Copy out the data exactly, leaving the pictures behind.

Available data:
----------

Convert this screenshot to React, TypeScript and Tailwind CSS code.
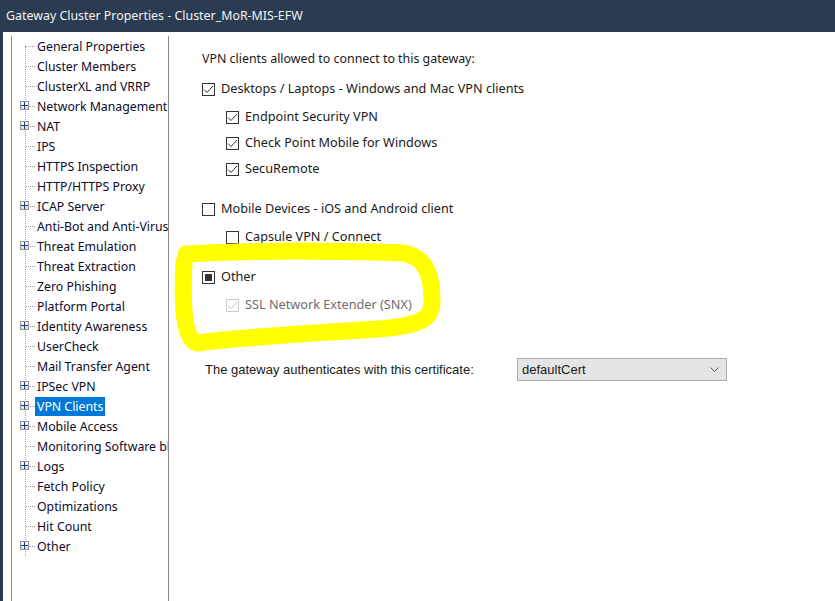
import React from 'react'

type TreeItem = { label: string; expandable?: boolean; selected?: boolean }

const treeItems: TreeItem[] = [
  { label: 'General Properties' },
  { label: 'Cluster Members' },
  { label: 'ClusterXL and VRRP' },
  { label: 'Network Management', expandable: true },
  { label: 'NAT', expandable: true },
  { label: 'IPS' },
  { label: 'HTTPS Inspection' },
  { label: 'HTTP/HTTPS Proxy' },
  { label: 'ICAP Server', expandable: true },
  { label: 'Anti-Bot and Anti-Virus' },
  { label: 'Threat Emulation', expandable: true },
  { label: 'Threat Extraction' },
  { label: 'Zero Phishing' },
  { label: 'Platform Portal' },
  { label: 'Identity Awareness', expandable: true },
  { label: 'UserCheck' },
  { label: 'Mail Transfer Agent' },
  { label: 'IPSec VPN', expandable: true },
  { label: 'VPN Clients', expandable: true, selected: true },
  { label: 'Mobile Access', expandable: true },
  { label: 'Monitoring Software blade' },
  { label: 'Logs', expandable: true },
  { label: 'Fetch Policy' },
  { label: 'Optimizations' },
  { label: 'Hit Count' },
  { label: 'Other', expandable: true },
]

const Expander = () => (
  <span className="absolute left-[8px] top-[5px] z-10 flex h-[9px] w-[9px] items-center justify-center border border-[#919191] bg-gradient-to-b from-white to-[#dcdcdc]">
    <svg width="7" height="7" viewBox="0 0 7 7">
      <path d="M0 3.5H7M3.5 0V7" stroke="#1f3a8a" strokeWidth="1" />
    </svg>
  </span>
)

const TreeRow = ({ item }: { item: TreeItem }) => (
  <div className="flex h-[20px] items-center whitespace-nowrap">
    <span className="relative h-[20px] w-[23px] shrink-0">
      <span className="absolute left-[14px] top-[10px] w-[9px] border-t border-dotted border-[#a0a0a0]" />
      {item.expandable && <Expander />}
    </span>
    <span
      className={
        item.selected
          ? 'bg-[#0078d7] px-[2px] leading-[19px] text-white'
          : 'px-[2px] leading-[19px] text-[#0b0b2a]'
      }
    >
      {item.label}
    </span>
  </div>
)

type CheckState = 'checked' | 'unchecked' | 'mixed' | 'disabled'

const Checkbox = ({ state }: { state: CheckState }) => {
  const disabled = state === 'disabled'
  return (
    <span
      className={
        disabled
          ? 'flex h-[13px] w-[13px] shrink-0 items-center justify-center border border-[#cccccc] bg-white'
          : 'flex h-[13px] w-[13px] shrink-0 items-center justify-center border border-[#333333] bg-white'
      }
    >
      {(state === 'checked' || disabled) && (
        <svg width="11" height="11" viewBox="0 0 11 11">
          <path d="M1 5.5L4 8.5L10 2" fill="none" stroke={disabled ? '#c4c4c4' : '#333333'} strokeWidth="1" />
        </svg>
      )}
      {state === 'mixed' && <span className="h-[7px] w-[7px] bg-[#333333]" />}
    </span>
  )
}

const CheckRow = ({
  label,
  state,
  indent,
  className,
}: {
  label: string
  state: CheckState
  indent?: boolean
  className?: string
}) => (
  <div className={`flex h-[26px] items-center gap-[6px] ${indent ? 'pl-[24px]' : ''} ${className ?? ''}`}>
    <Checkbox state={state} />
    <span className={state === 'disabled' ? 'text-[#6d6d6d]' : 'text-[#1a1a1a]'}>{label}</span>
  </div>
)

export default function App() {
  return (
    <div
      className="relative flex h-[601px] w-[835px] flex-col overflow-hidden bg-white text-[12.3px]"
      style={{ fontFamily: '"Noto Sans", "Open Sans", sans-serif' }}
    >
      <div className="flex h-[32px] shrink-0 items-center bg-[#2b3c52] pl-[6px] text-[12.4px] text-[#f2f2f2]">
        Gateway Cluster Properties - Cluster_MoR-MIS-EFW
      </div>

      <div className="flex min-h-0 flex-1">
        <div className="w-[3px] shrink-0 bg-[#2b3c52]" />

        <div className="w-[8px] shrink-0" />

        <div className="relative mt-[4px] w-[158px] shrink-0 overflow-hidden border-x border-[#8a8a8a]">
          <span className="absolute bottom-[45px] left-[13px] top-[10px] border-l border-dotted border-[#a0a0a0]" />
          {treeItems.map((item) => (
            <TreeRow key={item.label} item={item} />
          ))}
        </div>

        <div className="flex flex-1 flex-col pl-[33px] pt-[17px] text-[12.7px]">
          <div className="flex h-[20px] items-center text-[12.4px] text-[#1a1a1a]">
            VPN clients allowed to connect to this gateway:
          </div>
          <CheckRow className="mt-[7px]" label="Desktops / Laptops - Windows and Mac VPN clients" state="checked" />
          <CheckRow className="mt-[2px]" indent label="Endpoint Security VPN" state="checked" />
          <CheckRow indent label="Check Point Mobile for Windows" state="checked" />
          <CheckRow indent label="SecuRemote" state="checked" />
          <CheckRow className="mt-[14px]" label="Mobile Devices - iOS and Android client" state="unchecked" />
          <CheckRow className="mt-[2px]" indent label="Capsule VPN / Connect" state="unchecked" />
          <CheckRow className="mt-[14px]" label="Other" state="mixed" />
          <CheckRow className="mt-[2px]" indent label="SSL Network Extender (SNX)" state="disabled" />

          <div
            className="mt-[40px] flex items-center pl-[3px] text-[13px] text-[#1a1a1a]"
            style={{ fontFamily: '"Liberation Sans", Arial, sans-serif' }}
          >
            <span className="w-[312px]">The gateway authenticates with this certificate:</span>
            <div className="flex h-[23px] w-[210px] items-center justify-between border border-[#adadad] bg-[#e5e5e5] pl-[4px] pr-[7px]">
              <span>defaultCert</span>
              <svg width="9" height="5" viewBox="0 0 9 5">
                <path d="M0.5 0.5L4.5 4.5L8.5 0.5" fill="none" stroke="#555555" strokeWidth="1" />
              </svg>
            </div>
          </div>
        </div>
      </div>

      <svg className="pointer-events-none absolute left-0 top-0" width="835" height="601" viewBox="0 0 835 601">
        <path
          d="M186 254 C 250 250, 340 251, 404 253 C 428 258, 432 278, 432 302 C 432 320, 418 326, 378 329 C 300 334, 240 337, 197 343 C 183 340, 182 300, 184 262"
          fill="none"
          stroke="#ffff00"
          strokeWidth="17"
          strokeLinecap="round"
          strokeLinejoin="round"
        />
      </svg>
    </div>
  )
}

----------

Task solution:
Convert this screenshot to React, TypeScript and Tailwind CSS code.
import React from 'react'

type TreeItem = { label: string; expandable?: boolean; selected?: boolean }

const treeItems: TreeItem[] = [
  { label: 'General Properties' },
  { label: 'Cluster Members' },
  { label: 'ClusterXL and VRRP' },
  { label: 'Network Management', expandable: true },
  { label: 'NAT', expandable: true },
  { label: 'IPS' },
  { label: 'HTTPS Inspection' },
  { label: 'HTTP/HTTPS Proxy' },
  { label: 'ICAP Server', expandable: true },
  { label: 'Anti-Bot and Anti-Virus' },
  { label: 'Threat Emulation', expandable: true },
  { label: 'Threat Extraction' },
  { label: 'Zero Phishing' },
  { label: 'Platform Portal' },
  { label: 'Identity Awareness', expandable: true },
  { label: 'UserCheck' },
  { label: 'Mail Transfer Agent' },
  { label: 'IPSec VPN', expandable: true },
  { label: 'VPN Clients', expandable: true, selected: true },
  { label: 'Mobile Access', expandable: true },
  { label: 'Monitoring Software blade' },
  { label: 'Logs', expandable: true },
  { label: 'Fetch Policy' },
  { label: 'Optimizations' },
  { label: 'Hit Count' },
  { label: 'Other', expandable: true },
]

const Expander = () => (
  <span className="absolute left-[8px] top-[5px] z-10 flex h-[9px] w-[9px] items-center justify-center border border-[#919191] bg-gradient-to-b from-white to-[#dcdcdc]">
    <svg width="7" height="7" viewBox="0 0 7 7">
      <path d="M0 3.5H7M3.5 0V7" stroke="#1f3a8a" strokeWidth="1" />
    </svg>
  </span>
)

const TreeRow = ({ item }: { item: TreeItem }) => (
  <div className="flex h-[20px] items-center whitespace-nowrap">
    <span className="relative h-[20px] w-[23px] shrink-0">
      <span className="absolute left-[14px] top-[10px] w-[9px] border-t border-dotted border-[#a0a0a0]" />
      {item.expandable && <Expander />}
    </span>
    <span
      className={
        item.selected
          ? 'bg-[#0078d7] px-[2px] leading-[19px] text-white'
          : 'px-[2px] leading-[19px] text-[#0b0b2a]'
      }
    >
      {item.label}
    </span>
  </div>
)

type CheckState = 'checked' | 'unchecked' | 'mixed' | 'disabled'

const Checkbox = ({ state }: { state: CheckState }) => {
  const disabled = state === 'disabled'
  return (
    <span
      className={
        disabled
          ? 'flex h-[13px] w-[13px] shrink-0 items-center justify-center border border-[#cccccc] bg-white'
          : 'flex h-[13px] w-[13px] shrink-0 items-center justify-center border border-[#333333] bg-white'
      }
    >
      {(state === 'checked' || disabled) && (
        <svg width="11" height="11" viewBox="0 0 11 11">
          <path d="M1 5.5L4 8.5L10 2" fill="none" stroke={disabled ? '#c4c4c4' : '#333333'} strokeWidth="1" />
        </svg>
      )}
      {state === 'mixed' && <span className="h-[7px] w-[7px] bg-[#333333]" />}
    </span>
  )
}

const CheckRow = ({
  label,
  state,
  indent,
  className,
}: {
  label: string
  state: CheckState
  indent?: boolean
  className?: string
}) => (
  <div className={`flex h-[26px] items-center gap-[6px] ${indent ? 'pl-[24px]' : ''} ${className ?? ''}`}>
    <Checkbox state={state} />
    <span className={state === 'disabled' ? 'text-[#6d6d6d]' : 'text-[#1a1a1a]'}>{label}</span>
  </div>
)

export default function App() {
  return (
    <div
      className="relative flex h-[601px] w-[835px] flex-col overflow-hidden bg-white text-[12.3px]"
      style={{ fontFamily: '"Noto Sans", "Open Sans", sans-serif' }}
    >
      <div className="flex h-[32px] shrink-0 items-center bg-[#2b3c52] pl-[6px] text-[12.4px] text-[#f2f2f2]">
        Gateway Cluster Properties - Cluster_MoR-MIS-EFW
      </div>

      <div className="flex min-h-0 flex-1">
        <div className="w-[3px] shrink-0 bg-[#2b3c52]" />

        <div className="w-[8px] shrink-0" />

        <div className="relative mt-[4px] w-[158px] shrink-0 overflow-hidden border-x border-[#8a8a8a]">
          <span className="absolute bottom-[45px] left-[13px] top-[10px] border-l border-dotted border-[#a0a0a0]" />
          {treeItems.map((item) => (
            <TreeRow key={item.label} item={item} />
          ))}
        </div>

        <div className="flex flex-1 flex-col pl-[33px] pt-[17px] text-[12.7px]">
          <div className="flex h-[20px] items-center text-[12.4px] text-[#1a1a1a]">
            VPN clients allowed to connect to this gateway:
          </div>
          <CheckRow className="mt-[7px]" label="Desktops / Laptops - Windows and Mac VPN clients" state="checked" />
          <CheckRow className="mt-[2px]" indent label="Endpoint Security VPN" state="checked" />
          <CheckRow indent label="Check Point Mobile for Windows" state="checked" />
          <CheckRow indent label="SecuRemote" state="checked" />
          <CheckRow className="mt-[14px]" label="Mobile Devices - iOS and Android client" state="unchecked" />
          <CheckRow className="mt-[2px]" indent label="Capsule VPN / Connect" state="unchecked" />
          <CheckRow className="mt-[14px]" label="Other" state="mixed" />
          <CheckRow className="mt-[2px]" indent label="SSL Network Extender (SNX)" state="disabled" />

          <div
            className="mt-[40px] flex items-center pl-[3px] text-[13px] text-[#1a1a1a]"
            style={{ fontFamily: '"Liberation Sans", Arial, sans-serif' }}
          >
            <span className="w-[312px]">The gateway authenticates with this certificate:</span>
            <div className="flex h-[23px] w-[210px] items-center justify-between border border-[#adadad] bg-[#e5e5e5] pl-[4px] pr-[7px]">
              <span>defaultCert</span>
              <svg width="9" height="5" viewBox="0 0 9 5">
                <path d="M0.5 0.5L4.5 4.5L8.5 0.5" fill="none" stroke="#555555" strokeWidth="1" />
              </svg>
            </div>
          </div>
        </div>
      </div>

      <svg className="pointer-events-none absolute left-0 top-0" width="835" height="601" viewBox="0 0 835 601">
        <path
          d="M186 254 C 250 250, 340 251, 404 253 C 428 258, 432 278, 432 302 C 432 320, 418 326, 378 329 C 300 334, 240 337, 197 343 C 183 340, 182 300, 184 262"
          fill="none"
          stroke="#ffff00"
          strokeWidth="17"
          strokeLinecap="round"
          strokeLinejoin="round"
        />
      </svg>
    </div>
  )
}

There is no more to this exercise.